According to Hagerty, the register was created back in 2013 in collaboration with the U.S. Department of the Interior, focusing on recognizing and documenting America’s most historically significant cars, bikes, trucks, and even commercial vehicles.
“The DeLorean Time Machine is among the world’s most recognizable and beloved automobiles. It transcends borders and generations, and it appeals to an audience far beyond the car community,” said Hagerty VP of car culture, Jonathan Klinger.
As far as its mythology is concerned, all you had to do to go either forward or backward in time was to activate the so-called “time circuits” and accelerate to 88 mph (142 kph). Interestingly enough, the idea behind the time vehicle in Back to the Future was passed around by Bob Gale and Robert Zemeckis a year before the DeLorean was even in production.
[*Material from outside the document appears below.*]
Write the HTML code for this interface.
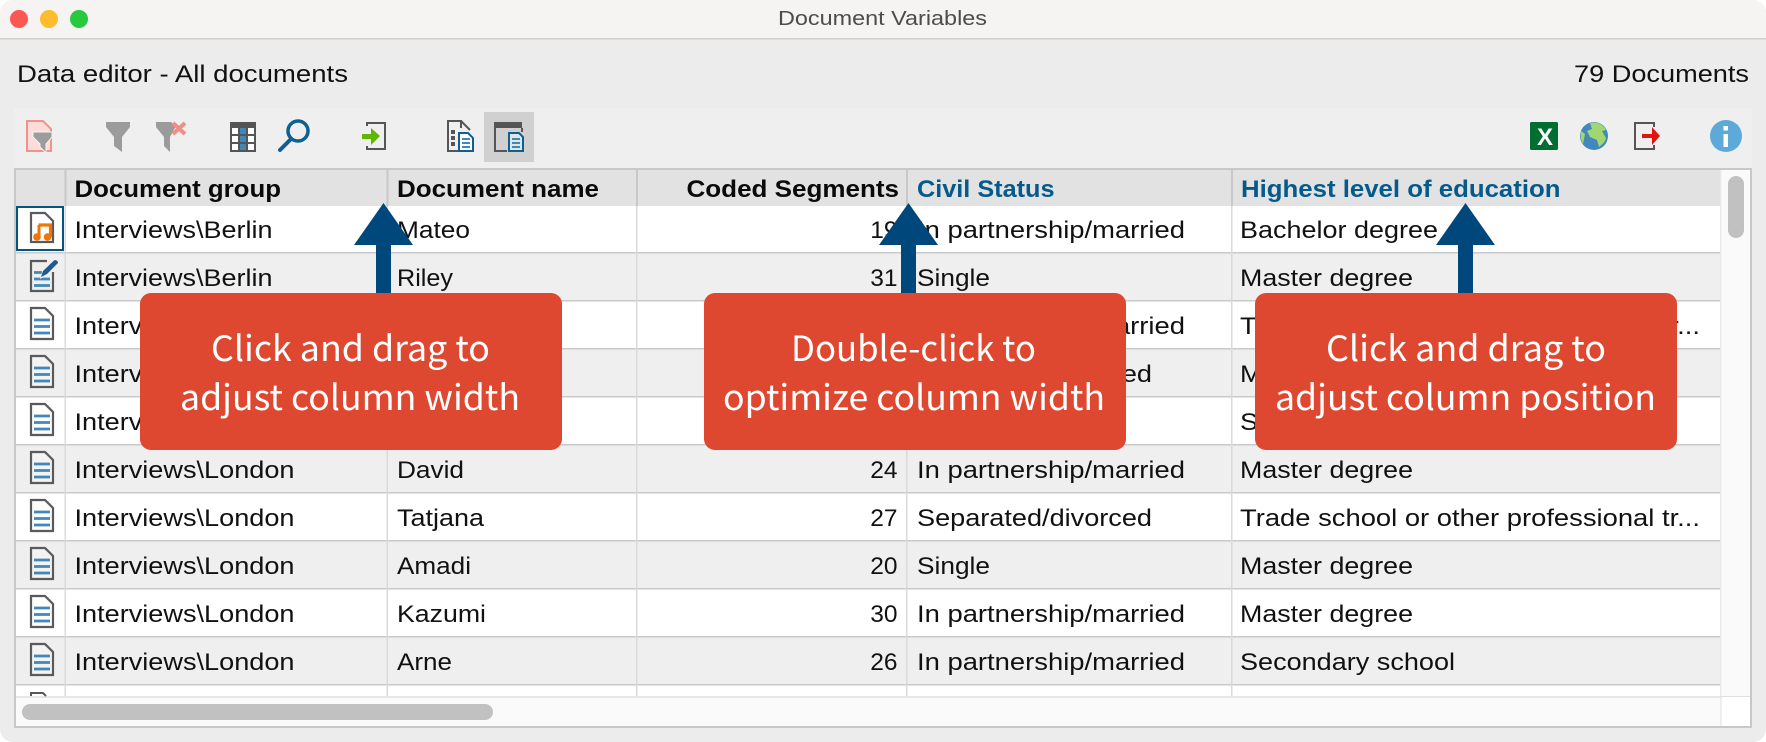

Despite a boost in popularity following the release of the first Back to the Future movie in 1985, the carmaker still went bankrupt with just 8,500 DMC-12 models getting built.
The way we see it, Gale and Zemeckis couldn’t have chosen a better car for this movie. There was hardly any other model available that could have pulled off such a futuristic look. Sure, you could argue that the DeLorean was still nowhere near as flashy as a Countach, for example, but then it wouldn’t have made any sense for Doc Brown to drive an Italian exotic, now would it?